DGraph Times Out Processing Graph

Moved from GitHub dgraph/4231

Posted by jm4games:

Dgraph Version?

Dgraph version : v1.1.0
Dgraph SHA-256 : 7d4294a80f74692695467e2cf17f74648c18087ed7057d798f40e1d3a31d2095
Commit SHA-1 : ef7cdb28

Hardware Spec ?

OS: Arch Linux, (running dgraph in docker env)
CPU: AMD 3900x
RAM: 64GB

Steps to reproduce the issue (command/config used to run Dgraph).

schema.txt - graph layout
trait.txt - initial seed data
graph.gz - (full graph)

Commands:
Update schema through dgraph web UI (copy and paste schema.txt into schema bulk edit)
Then run the following from shell in dir where downloaded trait.txt.gz and graph.gz exist.

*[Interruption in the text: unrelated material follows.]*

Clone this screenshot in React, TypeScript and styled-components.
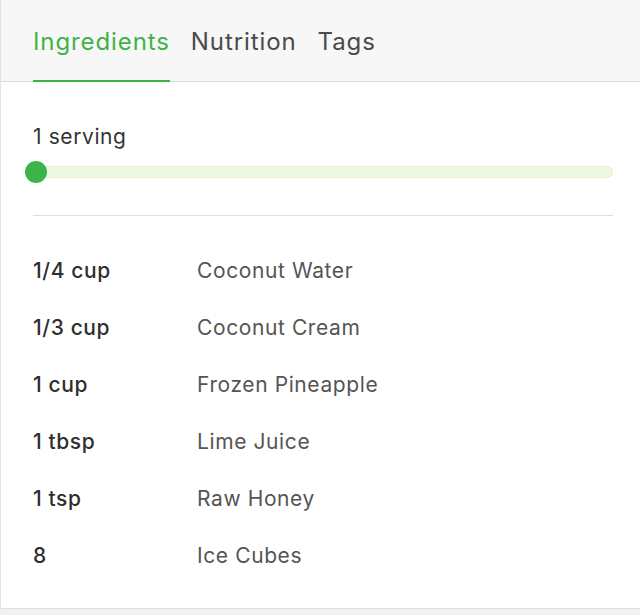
import React from 'react';
import styled, { createGlobalStyle } from 'styled-components';

const GlobalStyle = createGlobalStyle`
  html, body {
    margin: 0;
    padding: 0;
    background: #f2f2f2;
    font-family: Inter, "Noto Sans", sans-serif;
    -webkit-font-smoothing: antialiased;
  }
`;

const Panel = styled.div`
  width: 660px;
  height: 609px;
  box-sizing: border-box;
  background: #fff;
  border-left: 1px solid #e2e2e2;
  border-bottom: 1px solid #e0e0e0;
  display: flex;
  flex-direction: column;
`;

const TabBar = styled.div`
  height: 82px;
  box-sizing: border-box;
  background: #f7f7f7;
  border-bottom: 1px solid #dcdcdc;
  display: flex;
  align-items: stretch;
  gap: 21px;
  padding-left: 32px;
`;

const Tab = styled.div<{ $active?: boolean }>`
  display: flex;
  align-items: center;
  padding-top: 2px;
  font-size: 24px;
  font-weight: 400;
  letter-spacing: 0.9px;
  color: ${p => (p.$active ? '#3fb24a' : '#4a4a4a')};
  border-bottom: 2px solid ${p => (p.$active ? '#3fb24a' : 'transparent')};
  margin-bottom: -1px;
`;

const Body = styled.div`
  padding: 0 28px 0 32px;
  width: 580px;
`;

const ServingLabel = styled.div`
  margin-top: 42px;
  font-size: 21px;
  line-height: 26px;
  letter-spacing: 0.6px;
  color: #333;
`;

const Track = styled.div`
  position: relative;
  margin-top: 16px;
  height: 12px;
  border-radius: 6px;
  background: #eef9e4;
  box-shadow: inset 0 0 0 1px #e2f3cf;
`;

const Thumb = styled.div`
  position: absolute;
  left: -8px;
  top: -5px;
  width: 22px;
  height: 22px;
  border-radius: 50%;
  background: #3bb54a;
`;

const Divider = styled.div`
  margin-top: 37px;
  height: 1px;
  background: #dedede;
`;

const List = styled.div`
  padding-top: 26px;
  display: flex;
  flex-direction: column;
`;

const Row = styled.div`
  height: 57px;
  display: grid;
  grid-template-columns: 164px 1fr;
  align-items: center;
  font-size: 21px;
  letter-spacing: 0.6px;
`;

const Qty = styled.span`
  color: #2f2f2f;
  font-weight: 500;
`;

const Name = styled.span`
  color: #555;
`;

const ingredients = [
  ['1/4 cup', 'Coconut Water'],
  ['1/3 cup', 'Coconut Cream'],
  ['1 cup', 'Frozen Pineapple'],
  ['1 tbsp', 'Lime Juice'],
  ['1 tsp', 'Raw Honey'],
  ['8', 'Ice Cubes'],
];

const App: React.FC = () => (
  <>
    <GlobalStyle />
    <Panel>
      <TabBar>
        <Tab $active>Ingredients</Tab>
        <Tab>Nutrition</Tab>
        <Tab>Tags</Tab>
      </TabBar>
      <Body>
        <ServingLabel>1 serving</ServingLabel>
        <Track>
          <Thumb />
        </Track>
        <Divider />
        <List>
          {ingredients.map(([q, n]) => (
            <Row key={n}>
              <Qty>{q}</Qty>
              <Name>{n}</Name>
            </Row>
          ))}
        </List>
      </Body>
    </Panel>
  </>
);

export default App;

$ curl -X POST -H 'Content-Encoding: gzip' -H "Content-Type: application/rdf" localhost:8080/mutate\?commitNow=true --data-binary @trait.txt.gz
$ curl -X POST -H 'Content-Encoding: gzip' -H "Content-Type: application/rdf" localhost:8080/mutate\?commitNow=true --data-binary @graph.gz

Expected behaviour and actual result.

Dgraph should process the graph, but instead spins on it and never completes processing.

Other

I know the graph itself is sound as I have processed smaller data sets with the exact layout. It seems once a graph reaches a certain size dgraph can no longer process it. Maybe I have exceed some sort of internal limit. I have also attached log of dgraph server and it looks like a raft consensus is timing out.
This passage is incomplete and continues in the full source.